Let us not pretend that the TV money flowing through college sports cannot and should not be able to finance replay command centers. It is woefully apparent that individual replay booth review teams are unequipped to handle the tasks they’re being given. This is not even a criticism of these reviewers. They are overwhelmed and should not be handed this immense responsibility. Each Power 5 conference should be able to afford its own command center, with trained experts and a league supervisor of officials in the room, alongside a league executive who monitors the process and can step in as an immediate consultant-and-ruler in emergency situations. (For the Group of Five, ESPN could surely facilitate a command center in Bristol, given that those smaller conferences don’t benefit from television money to the extent the Power 5 leagues do.)

Why is it that the ACC or any Power 5 league office has to release a statement the day after Miami-Duke happens? Why shouldn’t one of John Swofford’s football-specific lieutenants be in a command center with the ACC’s supervisor of officials, accompanying trained replay specialists to provide IMMEDIATE relief and guidance, such that the right ruling ALWAYS GETS MADE on a play?

This is such an obvious reform, one which would finally bring college football into the sunlight of transparency and immediacy in addressing replay review.
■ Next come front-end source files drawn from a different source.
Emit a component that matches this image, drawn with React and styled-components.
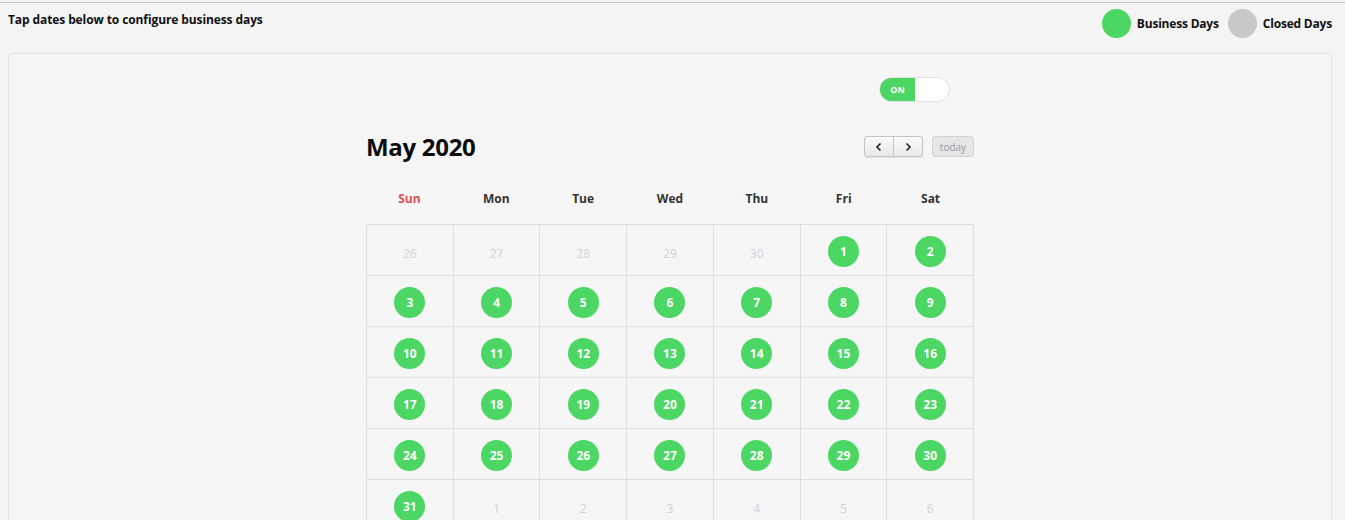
import React, { useState } from "react";
import styled, { createGlobalStyle } from "styled-components";

const GlobalStyle = createGlobalStyle`
  html, body {
    margin: 0;
    padding: 0;
    background: #f4f4f4;
    font-family: "Open Sans", "Noto Sans", sans-serif;
    color: #111;
  }
`;

const Page = styled.div`
  margin-top: 2px;
  border-top: 1px solid #c9c9c9;
  min-height: 517px;
`;

const TopBar = styled.div`
  display: flex;
  align-items: center;
  justify-content: space-between;
  height: 40px;
  padding: 0 13px 0 8px;
`;

const Hint = styled.div`
  font-size: 12px;
  font-weight: 700;
  align-self: flex-start;
  padding-top: 8px;
  letter-spacing: -0.1px;
`;

const Legend = styled.div`
  display: flex;
  align-items: center;
  gap: 6px;
`;

const LegendDot = styled.span`
  width: 29px;
  height: 29px;
  border-radius: 50%;
  background: ${(p) => p.color};
  margin-left: ${(p) => (p.first ? "0" : "3px")};
`;

const LegendLabel = styled.span`
  font-size: 12px;
  font-weight: 700;
  letter-spacing: -0.2px;
`;

const Panel = styled.div`
  margin: 10px 13px 0 8px;
  background: #f6f6f6;
  border: 1px solid #e3e3e3;
  border-radius: 4px;
  min-height: 480px;
  display: flex;
  flex-direction: column;
  align-items: center;
`;

const Calendar = styled.div`
  width: 608px;
`;

const ToggleRow = styled.div`
  display: flex;
  justify-content: flex-end;
  padding: 23px 24px 0 0;
`;

const Toggle = styled.button`
  display: flex;
  width: 71px;
  height: 25px;
  padding: 0;
  border: 1px solid #e2e2e2;
  border-radius: 13px;
  background: #fff;
  overflow: hidden;
  cursor: pointer;
`;

const ToggleOn = styled.span`
  width: 35px;
  height: 100%;
  background: ${(p) => (p.on ? "#4cd663" : "#c8c8c8")};
  color: #fff;
  font-size: 9px;
  font-weight: 700;
  display: flex;
  align-items: center;
  justify-content: center;
  font-family: "Open Sans", sans-serif;
`;

const TitleRow = styled.div`
  display: flex;
  align-items: flex-start;
  justify-content: space-between;
  margin-top: 30px;
  height: 48px;
`;

const Title = styled.h2`
  margin: 0;
  margin-top: -2px;
  font-size: 24px;
  font-weight: 700;
  letter-spacing: -0.3px;
  color: #0c0c0c;
`;

const NavGroup = styled.div`
  display: flex;
  align-items: center;
  gap: 9px;
  margin-top: 4px;
`;

const ButtonPair = styled.div`
  display: flex;
`;

const NavButton = styled.button`
  width: 30px;
  height: 21px;
  padding: 0;
  display: flex;
  align-items: center;
  justify-content: center;
  border: 1px solid #c4c4c4;
  border-radius: ${(p) => (p.side === "left" ? "3px 0 0 3px" : "0 3px 3px 0")};
  margin-left: ${(p) => (p.side === "left" ? "0" : "-1px")};
  background: linear-gradient(#fbfbfb, #e8e8e8);
  box-shadow: 0 1px 1px rgba(0, 0, 0, 0.08);
  cursor: pointer;
`;

const TodayButton = styled.button`
  width: 42px;
  height: 21px;
  padding: 0;
  border: 1px solid #d2d2d2;
  border-radius: 3px;
  background: #e6e6e6;
  color: #9a9a9a;
  font-size: 10px;
  font-family: "Open Sans", sans-serif;
`;

const Weekdays = styled.div`
  display: grid;
  grid-template-columns: repeat(7, 1fr);
  height: 44px;
`;

const Weekday = styled.div`
  text-align: center;
  font-size: 12px;
  font-weight: 700;
  padding-top: 10px;
  color: ${(p) => (p.sunday ? "#d9534f" : "#333")};
`;

const Grid = styled.div`
  display: grid;
  grid-template-columns: repeat(7, 1fr);
  border-top: 1px solid #dedede;
  border-left: 1px solid #dedede;
`;

const Cell = styled.div`
  height: 51px;
  border-right: 1px solid #dedede;
  border-bottom: 1px solid #dedede;
  display: flex;
  align-items: center;
  justify-content: center;
  padding-top: 4px;
  box-sizing: border-box;
  cursor: pointer;
`;

const Faded = styled.span`
  font-size: 12px;
  color: #d2d2d2;
  margin-top: 3px;
`;

const DayDot = styled.span`
  width: 31px;
  height: 31px;
  border-radius: 50%;
  background: ${(p) => (p.open ? "#4cd663" : "#c8c8c8")};
  color: #fff;
  font-size: 12px;
  font-weight: 700;
  display: flex;
  align-items: center;
  justify-content: center;
  margin-top: -1px;
`;

const Chevron = ({ dir }) => (
  <svg width="8" height="10" viewBox="0 0 8 10">
    <path
      d={dir === "left" ? "M5.5 1.5 L2 5 L5.5 8.5" : "M2.5 1.5 L6 5 L2.5 8.5"}
      fill="none"
      stroke="#222"
      strokeWidth="1.6"
    />
  </svg>
);

const weekdays = ["Sun", "Mon", "Tue", "Wed", "Thu", "Fri", "Sat"];

// May 2020 starts on a Friday, padded with April/June days
const buildDays = () => {
  const days = [];
  for (let d = 26; d <= 30; d++) days.push({ n: d, other: true });
  for (let d = 1; d <= 31; d++) days.push({ n: d, other: false });
  for (let d = 1; d <= 6; d++) days.push({ n: d, other: true });
  return days;
};

const App = () => {
  const [on, setOn] = useState(true);
  const [closed, setClosed] = useState({});

  const toggleDay = (n) => setClosed((c) => ({ ...c, [n]: !c[n] }));

  return (
    <>
      <GlobalStyle />
      <Page>
        <TopBar>
          <Hint>Tap dates below to configure business days</Hint>
          <Legend>
            <LegendDot first color="#4cd663" />
            <LegendLabel>Business Days</LegendLabel>
            <LegendDot color="#c8c8c8" />
            <LegendLabel>Closed Days</LegendLabel>
          </Legend>
        </TopBar>
        <Panel>
          <Calendar>
            <ToggleRow>
              <Toggle onClick={() => setOn(!on)}>
                <ToggleOn on={on}>{on ? "ON" : "OFF"}</ToggleOn>
              </Toggle>
            </ToggleRow>
            <TitleRow>
              <Title>May 2020</Title>
              <NavGroup>
                <ButtonPair>
                  <NavButton side="left"><Chevron dir="left" /></NavButton>
                  <NavButton side="right"><Chevron dir="right" /></NavButton>
                </ButtonPair>
                <TodayButton disabled>today</TodayButton>
              </NavGroup>
            </TitleRow>
            <Weekdays>
              {weekdays.map((w, i) => (
                <Weekday key={w} sunday={i === 0}>{w}</Weekday>
              ))}
            </Weekdays>
            <Grid>
              {buildDays().map((d, i) => (
                <Cell key={i} onClick={() => !d.other && toggleDay(d.n)}>
                  {d.other ? (
                    <Faded>{d.n}</Faded>
                  ) : (
                    <DayDot open={!closed[d.n]}>{d.n}</DayDot>
                  )}
                </Cell>
              ))}
            </Grid>
          </Calendar>
        </Panel>
      </Page>
    </>
  );
};

export default App;
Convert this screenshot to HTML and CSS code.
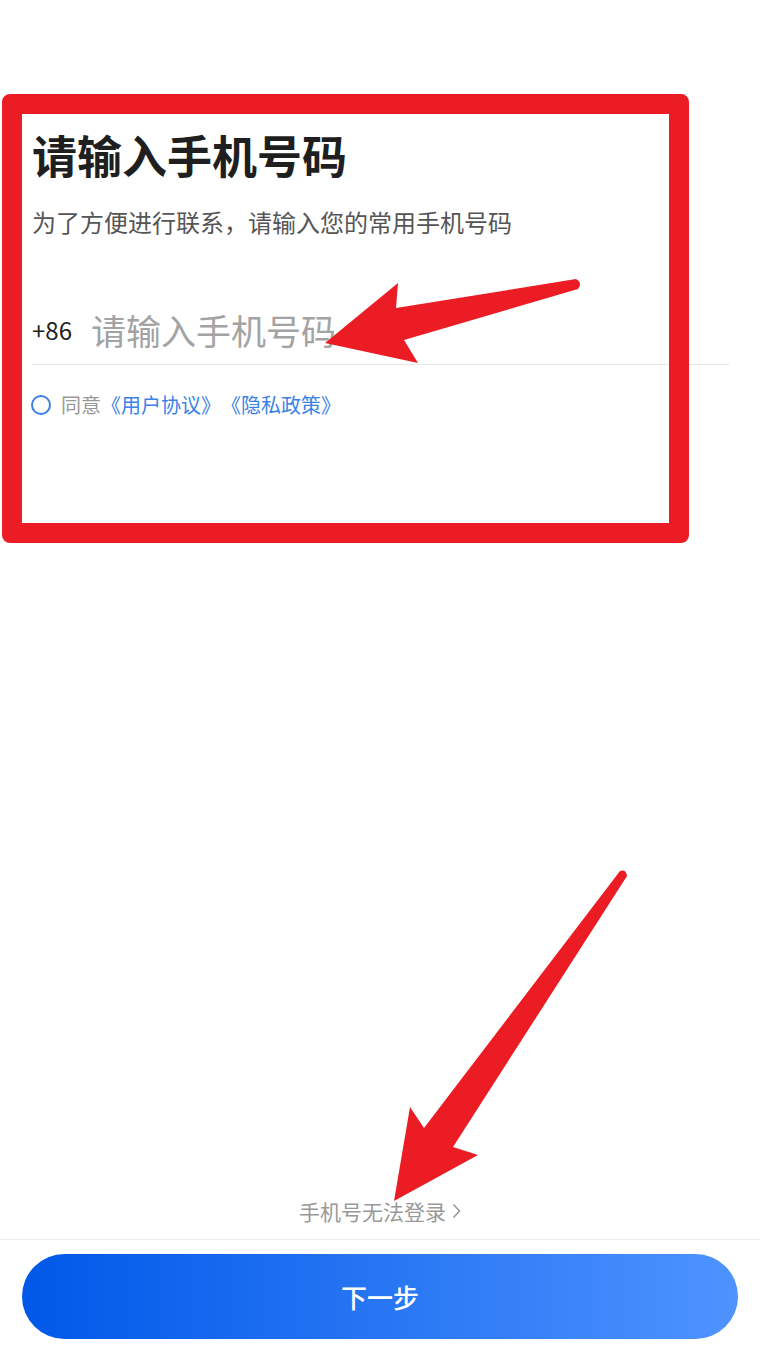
FILE: index.html
```html
<!DOCTYPE html>
<html lang="zh-CN">

<head>
    <meta charset="UTF-8">
    <meta name="viewport" content="width=device-width, initial-scale=1.0">
    <link rel="stylesheet" href="styles.css">
    <title>请输入手机号码</title>
</head>

<body>
    <div id="page">
        <div class="content">
            <h1 class="title">请输入手机号码</h1>
            <p class="sub">为了方便进行联系，请输入您的常用手机号码</p>

            <div class="phone-row">
                <span class="code">+86</span>
                <span class="placeholder">请输入手机号码</span>
            </div>

            <div class="agree">
                <span class="radio"></span>
                <span class="agree-text">同意</span>
                <span class="link">《用户协议》</span>
                <span class="link">《隐私政策》</span>
            </div>
        </div>

        <div class="footer">
            <div class="help">
                <span>手机号无法登录</span>
                <svg class="chev" width="9" height="16" viewBox="0 0 9 16">
                    <polyline points="1.5,1.5 7.5,8 1.5,14.5" fill="none" stroke="#999" stroke-width="1.6" />
                </svg>
            </div>
            <div class="bar">
                <div class="btn">下一步</div>
            </div>
        </div>
    </div>

    <!-- annotations drawn over the screenshot -->
    <div class="mark-box"></div>
    <svg class="arrows" width="760" height="1355" viewBox="0 0 760 1355">
        <path fill="#ec1c24"
            d="M576,279 L396,308 L398,283 L325,343 L418,363 L404,340 L578,289 Q583,283 576,279 Z" />
        <path fill="#ec1c24"
            d="M620,871 L424,1128 L410,1107 L394,1201 L478,1155 L453,1147 L627,876 Q626,869 620,871 Z" />
    </svg>
</body>

</html>
```

FILE: styles.css
```css
body {
    margin: 0;
    background: white;
    font-family: "Noto Sans CJK SC", "Noto Sans", sans-serif;
    color: #222;
}

#page {
    position: relative;
    width: 760px;
    height: 1355px;
    display: flex;
    flex-direction: column;
}

.content {
    padding: 124px 30px 0 32px;
}

.title {
    margin: 0;
    font-size: 45px;
    line-height: 62px;
    font-weight: bold;
    color: #1f1f1f;
}

.sub {
    margin: 19px 0 0 0;
    font-size: 24px;
    line-height: 34px;
    color: #555;
}

.phone-row {
    display: flex;
    align-items: center;
    margin-top: 55px;
    height: 70px;
    border-bottom: 1px solid #e8e8e8;
}

.code {
    font-size: 24px;
    color: #222;
    width: 59px;
}

.placeholder {
    font-size: 35px;
    color: #a3a3a3;
}

.agree {
    display: flex;
    align-items: center;
    margin-top: 25px;
    font-size: 20px;
}

.radio {
    width: 16px;
    height: 16px;
    border: 2px solid #3b7fe6;
    border-radius: 50%;
    margin-right: 10px;
    margin-left: -1px;
}

.agree-text {
    color: #999;
}

.link {
    color: #3b82e6;
}

.footer {
    margin-top: auto;
}

.help {
    display: flex;
    justify-content: center;
    align-items: center;
    gap: 6px;
    font-size: 21px;
    color: #999;
    height: 40px;
    margin-bottom: 8px;
}

.bar {
    border-top: 1px solid #ececec;
    padding: 14px 22px 16px 22px;
}

.btn {
    height: 85px;
    border-radius: 43px;
    background: linear-gradient(to right, #0058e8, #4e93ff);
    color: white;
    font-size: 26px;
    font-weight: 500;
    display: flex;
    align-items: center;
    justify-content: center;
}

.mark-box {
    position: absolute;
    left: 2px;
    top: 94px;
    width: 687px;
    height: 449px;
    box-sizing: border-box;
    border: 20px solid #ec1c24;
    border-radius: 8px;
}

.arrows {
    position: absolute;
    left: 0;
    top: 0;
}
```
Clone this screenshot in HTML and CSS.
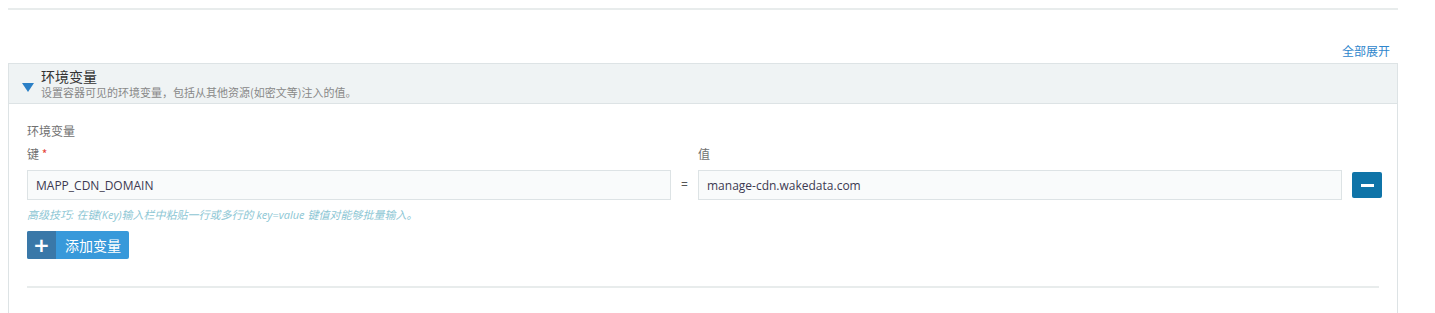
FILE: index.html
```html
<!DOCTYPE html>
<html lang="zh-CN">
<head>
    <meta charset="UTF-8">
    <title>环境变量</title>
    <link rel="stylesheet" href="styles.css">
</head>
<body>
    <div class="page">
        <div class="top-rule"></div>
        <div class="toolbar">
            <a class="expand-all" href="#">全部展开</a>
        </div>

        <div class="panel">
            <div class="panel-head">
                <span class="caret"></span>
                <div class="head-text">
                    <div class="head-title">环境变量</div>
                    <div class="head-desc">设置容器可见的环境变量，包括从其他资源(如密文等)注入的值。</div>
                </div>
            </div>

            <div class="panel-body">
                <div class="section-label">环境变量</div>

                <div class="kv-grid">
                    <div class="field-label">键 <span class="req">*</span></div>
                    <div></div>
                    <div class="field-label">值</div>
                    <div></div>

                    <input class="text-input" type="text" value="MAPP_CDN_DOMAIN">
                    <div class="eq">=</div>
                    <input class="text-input" type="text" value="manage-cdn.wakedata.com">
                    <button class="btn-remove"><span class="minus"></span></button>
                </div>

                <p class="tip">高级技巧: 在键(Key)输入栏中粘贴一行或多行的 key=value 键值对能够批量输入。</p>

                <button class="btn-add">
                    <span class="btn-add-icon">+</span>
                    <span class="btn-add-text">添加变量</span>
                </button>

                <div class="divider"></div>
            </div>
        </div>
    </div>
</body>
</html>
```

FILE: styles.css
```css
body {
    margin: 0;
    background: #fff;
    font-family: "Open Sans", "Noto Sans CJK SC", sans-serif;
    color: #333;
}

.page {
    padding: 8px 37px 0 8px;
}

.top-rule {
    height: 2px;
    background: #e8ecec;
}

.toolbar {
    text-align: right;
    padding: 29px 8px 0 0;
    height: 24px;
}

.expand-all {
    font-size: 12px;
    color: #2f86cc;
    text-decoration: none;
    font-family: "Noto Sans CJK SC", sans-serif;
}

.panel {
    border: 1px solid #dde3e5;
    border-bottom: none;
}

.panel-head {
    display: flex;
    align-items: center;
    height: 39px;
    background: #eff3f4;
    border-bottom: 1px solid #dde3e5;
    padding-left: 13px;
}

.caret {
    width: 0;
    height: 0;
    border-left: 6px solid transparent;
    border-right: 6px solid transparent;
    border-top: 9px solid #2b7fc6;
    margin: 7px 7px 0 0;
}

.head-text {
    font-family: "Noto Sans CJK SC", sans-serif;
}

.head-title {
    font-size: 14px;
    line-height: 17px;
    color: #333;
}

.head-desc {
    font-size: 11px;
    line-height: 14px;
    color: #888;
}

.panel-body {
    padding: 19px 18px 0 18px;
    height: 190px;
}

.section-label,
.field-label {
    font-size: 12px;
    color: #707070;
    font-family: "Noto Sans CJK SC", sans-serif;
}

.section-label {
    line-height: 16px;
}

.kv-grid {
    display: grid;
    grid-template-columns: 1fr 27px 1fr 40px;
    margin-right: -3px;
    margin-top: 7px;
    row-gap: 8px;
}

.field-label {
    line-height: 16px;
}

.req {
    color: #e5453a;
}

.text-input {
    box-sizing: border-box;
    height: 30px;
    padding: 0 8px;
    border: 1px solid #dde3e5;
    background: #f9fbfb;
    font-family: "Open Sans", sans-serif;
    font-size: 12px;
    color: #3c3a52;
    outline: none;
    min-width: 0;
}

.eq {
    text-align: center;
    font-size: 12px;
    line-height: 30px;
    color: #555;
}

.btn-remove {
    justify-self: end;
    align-self: center;
    width: 30px;
    height: 26px;
    border: none;
    border-radius: 2px;
    background: #0f74a8;
    display: flex;
    align-items: center;
    justify-content: center;
    padding: 0;
}

.minus {
    width: 13px;
    height: 3px;
    background: #fff;
}

.tip {
    margin: 7px 0 0 0;
    font-size: 11px;
    line-height: 16px;
    font-style: italic;
    color: #8cc6d4;
    font-family: "Open Sans", "Noto Sans CJK SC", sans-serif;
}

.btn-add {
    display: flex;
    margin-top: 8px;
    padding: 0;
    border: none;
    border-radius: 2px;
    overflow: hidden;
    height: 28px;
    background: #3899da;
    color: #fff;
    cursor: pointer;
}

.btn-add-icon {
    width: 29px;
    height: 28px;
    line-height: 28px;
    background: #3a78a8;
    font-size: 20px;
    font-weight: bold;
    font-family: "DejaVu Sans", sans-serif;
}

.btn-add-text {
    padding: 0 8px 0 9px;
    line-height: 28px;
    font-size: 14px;
    font-family: "Noto Sans CJK SC", sans-serif;
}

.divider {
    height: 2px;
    background: #e8ecec;
    margin-top: 27px;
}
```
NINE MINUTES OF REVIEW wound up missing all sorts of errors by the on-field officials. The ACC said how wrong it all was roughly 15 hours later, but that didn’t do any favors for Duke, which is now a game behind North Carolina for the ACC Coastal lead.

We can argue about the various rulebook recommendations mentioned above, but dammit, if Miami-Duke doesn’t give us college football conference command centers for replay resolutions in 2016 (maybe 2017, but the announcement of a transition should at least precede the 2016 season…), this debacle will have been in vain.